If you have a lot of computer savvy students who also like to read, this would be an excellent book for your collection. Marcus, who has always found a way around most school and parent controls through technology, uses his skills to regain som eprivacy and freedom after Homeland Security makes life difficult in the wake of a terrorist attack. Rich in all manner of computer lingo and hacking descriptions, this also has action, adventure, and a stick-it-to-the-man sort of vibe. That said, I couldn't finish this book and don't think I'll buy it for my library. It's very long and very technical, and my fantasy/sci fi fans usually run more to dragons. It would be fine for a middle school (the language and situations were okay as far as I read), but I fear the Summerland Effect-- it would get checked out only once a year.

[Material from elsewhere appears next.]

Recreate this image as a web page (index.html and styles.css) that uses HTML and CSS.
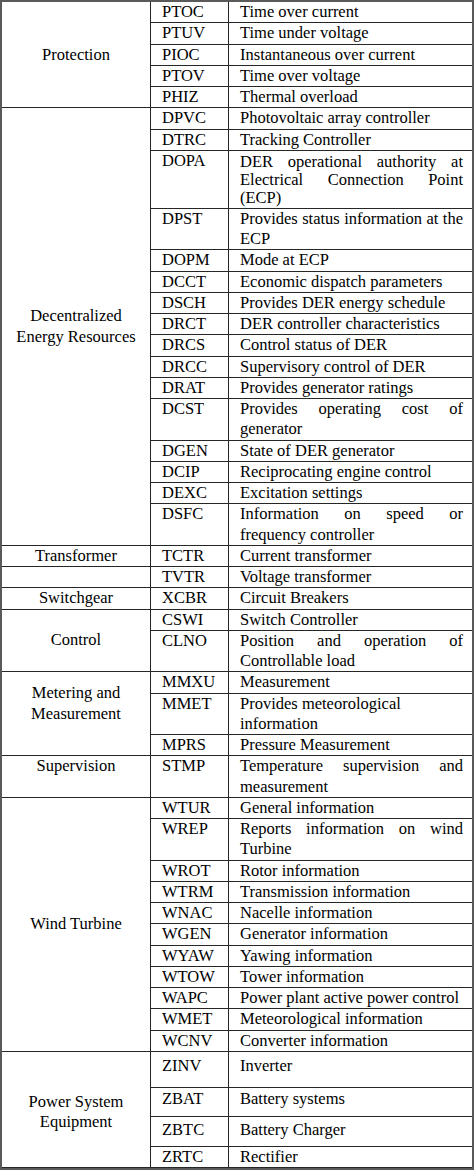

Also read Wood's When Pigs Fly from 1995 which was okay. Girl's family falls on hard times and moves to farm. Sister has Down's Syndrome, best friend has uncaring parents and starts drinking, and neighbor boy's father has burned down house and fled, leaving the boy to live in a cave and earn his living selling at a flea market. How is this in print while Jason and the Gorgon's Blood is not?
One might ask the same qustion of Justin and the Best Biscuits in the World by Mildred Pitts Walter. This actually won the Coretta Scott King award in about 1986. An okay tale of a boy bonding with his grandfather, but a good half of the book is about the boy learning to cook and clean his room. No joke. I can't think that this would be interesting to any preteen boy.